◆ OBJECTIVE
In how many lines of the data does the word "that" appear? Give the number by itself.

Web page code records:
==============================

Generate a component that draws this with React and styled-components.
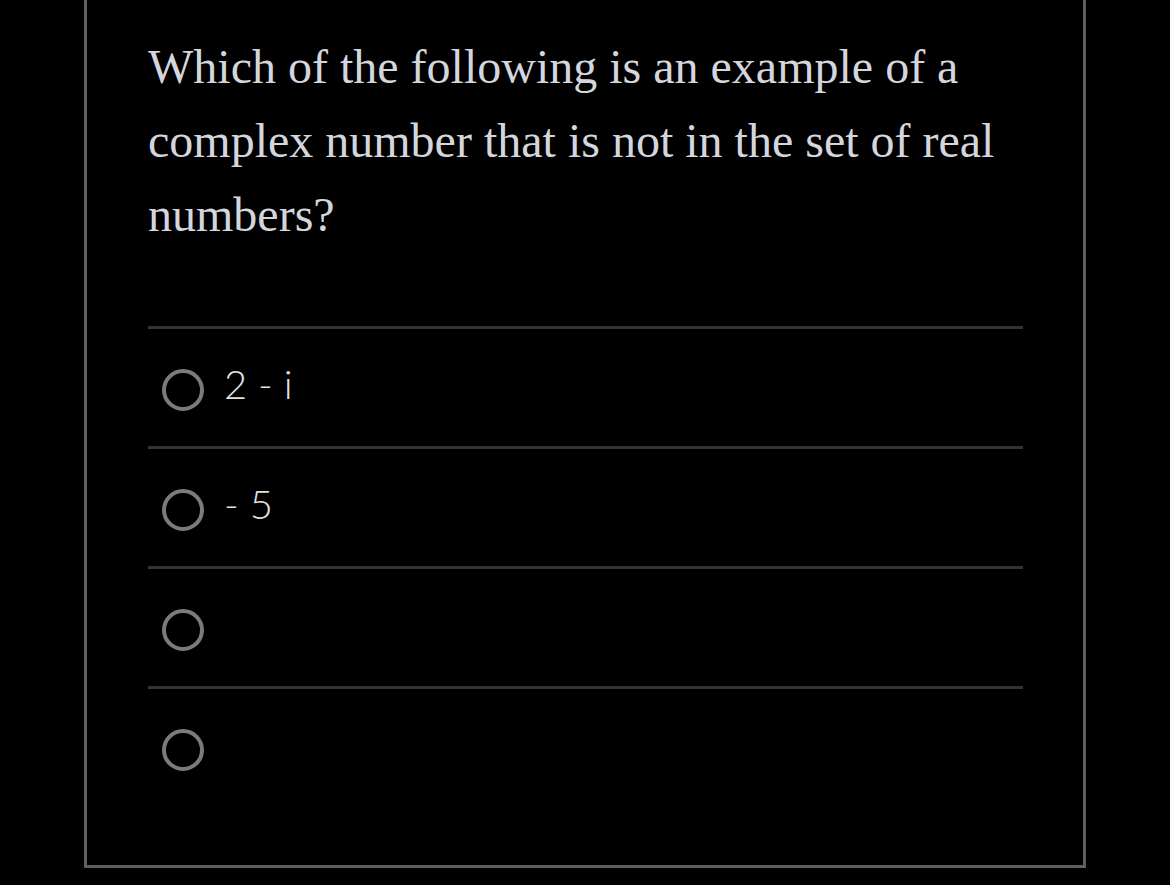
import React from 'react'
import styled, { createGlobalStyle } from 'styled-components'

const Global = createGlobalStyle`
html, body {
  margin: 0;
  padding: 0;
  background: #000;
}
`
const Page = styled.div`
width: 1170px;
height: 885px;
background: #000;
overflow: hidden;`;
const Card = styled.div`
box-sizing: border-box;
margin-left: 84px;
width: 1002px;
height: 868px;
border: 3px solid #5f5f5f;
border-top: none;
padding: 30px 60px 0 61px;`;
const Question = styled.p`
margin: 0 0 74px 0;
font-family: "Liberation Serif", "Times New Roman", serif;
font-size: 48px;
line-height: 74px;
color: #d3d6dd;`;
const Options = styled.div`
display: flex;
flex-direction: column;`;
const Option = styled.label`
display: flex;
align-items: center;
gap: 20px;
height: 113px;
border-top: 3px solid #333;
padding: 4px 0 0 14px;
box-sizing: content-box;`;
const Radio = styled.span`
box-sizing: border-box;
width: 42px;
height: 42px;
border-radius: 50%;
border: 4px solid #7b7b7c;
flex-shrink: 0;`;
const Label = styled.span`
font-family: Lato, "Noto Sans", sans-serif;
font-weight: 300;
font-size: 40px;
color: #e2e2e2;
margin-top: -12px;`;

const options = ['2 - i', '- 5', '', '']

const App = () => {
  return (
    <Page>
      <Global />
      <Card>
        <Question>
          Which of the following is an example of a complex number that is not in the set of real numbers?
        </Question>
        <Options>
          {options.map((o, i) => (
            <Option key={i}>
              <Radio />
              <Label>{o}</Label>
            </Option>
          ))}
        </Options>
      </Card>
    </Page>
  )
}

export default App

==============================

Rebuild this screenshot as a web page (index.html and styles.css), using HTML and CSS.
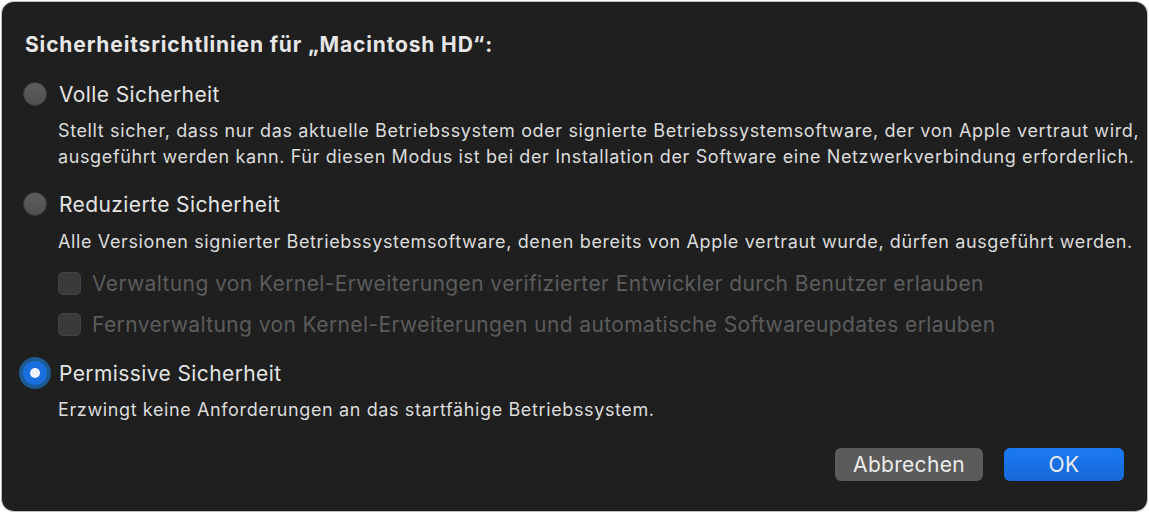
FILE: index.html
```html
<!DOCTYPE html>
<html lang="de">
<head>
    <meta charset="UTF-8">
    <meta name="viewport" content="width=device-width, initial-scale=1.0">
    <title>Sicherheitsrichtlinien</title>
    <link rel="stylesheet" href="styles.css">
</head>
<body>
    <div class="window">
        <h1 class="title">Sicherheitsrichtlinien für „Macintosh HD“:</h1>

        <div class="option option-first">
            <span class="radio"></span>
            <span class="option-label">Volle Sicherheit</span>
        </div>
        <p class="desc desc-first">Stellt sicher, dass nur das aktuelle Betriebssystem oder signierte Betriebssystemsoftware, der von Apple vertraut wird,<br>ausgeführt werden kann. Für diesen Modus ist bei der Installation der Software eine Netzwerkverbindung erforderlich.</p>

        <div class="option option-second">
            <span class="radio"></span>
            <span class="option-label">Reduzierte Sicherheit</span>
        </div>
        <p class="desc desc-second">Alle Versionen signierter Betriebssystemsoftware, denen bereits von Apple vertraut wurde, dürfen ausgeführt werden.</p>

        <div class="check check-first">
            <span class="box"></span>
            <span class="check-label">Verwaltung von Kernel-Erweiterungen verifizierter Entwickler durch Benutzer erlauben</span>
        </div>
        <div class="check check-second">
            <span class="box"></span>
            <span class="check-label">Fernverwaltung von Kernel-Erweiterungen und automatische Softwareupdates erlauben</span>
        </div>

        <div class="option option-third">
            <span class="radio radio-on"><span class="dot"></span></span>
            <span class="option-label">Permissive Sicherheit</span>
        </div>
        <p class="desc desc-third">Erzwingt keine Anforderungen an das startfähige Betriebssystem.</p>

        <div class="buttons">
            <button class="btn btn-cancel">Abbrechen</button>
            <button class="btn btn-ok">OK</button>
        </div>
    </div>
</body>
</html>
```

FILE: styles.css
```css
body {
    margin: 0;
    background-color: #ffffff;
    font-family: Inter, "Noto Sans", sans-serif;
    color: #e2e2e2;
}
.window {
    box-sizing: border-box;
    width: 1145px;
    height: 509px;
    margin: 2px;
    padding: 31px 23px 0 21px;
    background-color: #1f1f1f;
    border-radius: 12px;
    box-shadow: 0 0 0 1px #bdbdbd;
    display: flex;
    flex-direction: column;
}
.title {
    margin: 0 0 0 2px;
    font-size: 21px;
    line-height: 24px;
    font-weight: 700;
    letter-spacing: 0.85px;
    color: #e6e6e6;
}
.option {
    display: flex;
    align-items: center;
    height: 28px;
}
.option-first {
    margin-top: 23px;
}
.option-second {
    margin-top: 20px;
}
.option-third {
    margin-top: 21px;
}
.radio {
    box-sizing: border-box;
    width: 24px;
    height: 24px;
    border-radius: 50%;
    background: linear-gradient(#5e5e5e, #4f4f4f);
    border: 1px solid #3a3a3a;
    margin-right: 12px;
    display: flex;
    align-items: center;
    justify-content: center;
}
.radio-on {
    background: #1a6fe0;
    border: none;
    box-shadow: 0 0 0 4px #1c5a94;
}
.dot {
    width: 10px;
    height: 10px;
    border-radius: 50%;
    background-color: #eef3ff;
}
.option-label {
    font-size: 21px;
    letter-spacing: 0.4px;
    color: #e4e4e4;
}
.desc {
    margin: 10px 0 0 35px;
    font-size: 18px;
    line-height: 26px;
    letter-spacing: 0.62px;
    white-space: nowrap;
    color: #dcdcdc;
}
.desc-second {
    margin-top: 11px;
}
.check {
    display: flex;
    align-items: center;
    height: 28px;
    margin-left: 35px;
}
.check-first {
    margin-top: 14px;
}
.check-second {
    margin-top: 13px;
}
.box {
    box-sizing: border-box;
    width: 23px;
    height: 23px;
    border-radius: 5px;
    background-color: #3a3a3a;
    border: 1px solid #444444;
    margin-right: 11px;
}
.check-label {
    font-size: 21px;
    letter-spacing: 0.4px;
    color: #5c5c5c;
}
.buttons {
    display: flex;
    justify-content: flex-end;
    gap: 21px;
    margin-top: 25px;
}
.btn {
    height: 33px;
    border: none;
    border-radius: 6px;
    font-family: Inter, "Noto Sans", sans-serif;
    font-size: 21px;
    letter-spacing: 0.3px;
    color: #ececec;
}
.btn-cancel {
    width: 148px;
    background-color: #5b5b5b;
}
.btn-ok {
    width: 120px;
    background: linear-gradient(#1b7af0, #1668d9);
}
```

==============================

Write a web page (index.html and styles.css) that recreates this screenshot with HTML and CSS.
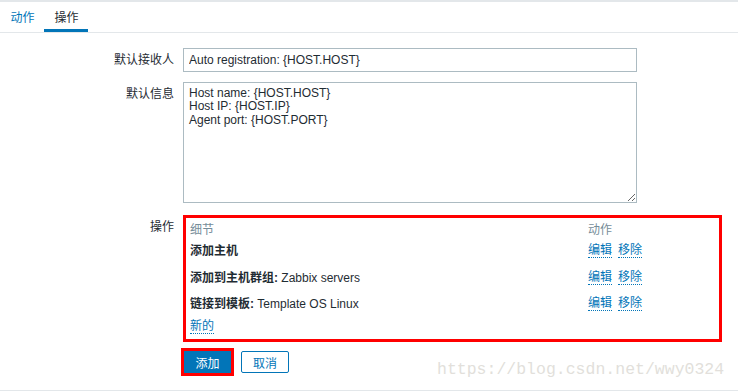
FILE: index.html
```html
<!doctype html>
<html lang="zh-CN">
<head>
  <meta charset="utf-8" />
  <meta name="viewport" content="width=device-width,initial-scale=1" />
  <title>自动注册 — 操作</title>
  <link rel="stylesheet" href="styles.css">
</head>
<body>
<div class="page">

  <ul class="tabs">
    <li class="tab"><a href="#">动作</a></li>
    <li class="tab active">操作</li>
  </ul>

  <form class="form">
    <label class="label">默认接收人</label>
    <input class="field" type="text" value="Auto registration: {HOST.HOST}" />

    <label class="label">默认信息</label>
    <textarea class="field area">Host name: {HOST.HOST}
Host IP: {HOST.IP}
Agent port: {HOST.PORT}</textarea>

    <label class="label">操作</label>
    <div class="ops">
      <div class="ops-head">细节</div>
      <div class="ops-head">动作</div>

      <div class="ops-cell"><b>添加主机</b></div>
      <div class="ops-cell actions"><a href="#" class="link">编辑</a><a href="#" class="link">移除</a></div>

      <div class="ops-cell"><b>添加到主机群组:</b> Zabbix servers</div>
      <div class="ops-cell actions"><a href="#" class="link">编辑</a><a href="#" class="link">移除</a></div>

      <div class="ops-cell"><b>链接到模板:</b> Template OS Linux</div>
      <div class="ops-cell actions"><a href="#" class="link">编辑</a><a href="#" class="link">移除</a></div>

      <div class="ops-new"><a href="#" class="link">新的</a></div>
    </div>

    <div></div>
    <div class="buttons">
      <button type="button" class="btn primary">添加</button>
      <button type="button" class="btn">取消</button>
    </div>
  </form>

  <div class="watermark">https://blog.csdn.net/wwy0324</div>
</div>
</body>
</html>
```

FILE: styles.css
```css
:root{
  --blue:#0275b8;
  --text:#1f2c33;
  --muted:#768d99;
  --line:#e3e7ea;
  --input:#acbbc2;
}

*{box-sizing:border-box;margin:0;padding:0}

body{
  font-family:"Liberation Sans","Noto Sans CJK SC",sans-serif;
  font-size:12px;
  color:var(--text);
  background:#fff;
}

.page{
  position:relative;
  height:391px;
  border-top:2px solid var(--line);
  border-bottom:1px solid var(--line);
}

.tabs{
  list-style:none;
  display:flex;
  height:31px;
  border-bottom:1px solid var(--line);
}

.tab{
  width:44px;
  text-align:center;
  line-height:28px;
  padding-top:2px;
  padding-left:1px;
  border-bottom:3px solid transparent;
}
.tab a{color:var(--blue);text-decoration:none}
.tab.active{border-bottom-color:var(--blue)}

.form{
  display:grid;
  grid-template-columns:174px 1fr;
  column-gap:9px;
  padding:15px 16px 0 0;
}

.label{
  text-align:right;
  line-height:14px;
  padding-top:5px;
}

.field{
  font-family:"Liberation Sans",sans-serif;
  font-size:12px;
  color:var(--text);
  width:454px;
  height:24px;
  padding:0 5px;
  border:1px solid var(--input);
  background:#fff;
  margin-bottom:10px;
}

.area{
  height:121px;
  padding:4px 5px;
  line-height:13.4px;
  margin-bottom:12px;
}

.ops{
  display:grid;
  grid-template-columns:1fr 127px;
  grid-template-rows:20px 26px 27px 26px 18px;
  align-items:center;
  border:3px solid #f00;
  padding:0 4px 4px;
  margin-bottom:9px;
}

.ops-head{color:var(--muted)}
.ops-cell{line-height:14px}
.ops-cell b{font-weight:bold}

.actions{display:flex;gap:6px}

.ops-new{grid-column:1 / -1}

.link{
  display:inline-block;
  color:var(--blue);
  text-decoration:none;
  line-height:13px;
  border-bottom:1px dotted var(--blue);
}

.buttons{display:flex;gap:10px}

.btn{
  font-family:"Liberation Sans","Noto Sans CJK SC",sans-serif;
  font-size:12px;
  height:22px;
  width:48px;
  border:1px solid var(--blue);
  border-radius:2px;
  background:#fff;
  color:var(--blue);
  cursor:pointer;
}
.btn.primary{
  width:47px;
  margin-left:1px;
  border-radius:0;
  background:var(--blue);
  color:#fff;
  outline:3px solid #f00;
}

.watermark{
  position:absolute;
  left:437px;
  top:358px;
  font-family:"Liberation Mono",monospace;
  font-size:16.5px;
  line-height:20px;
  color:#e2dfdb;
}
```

==============================

◆ PROBLEM SOLUTION
3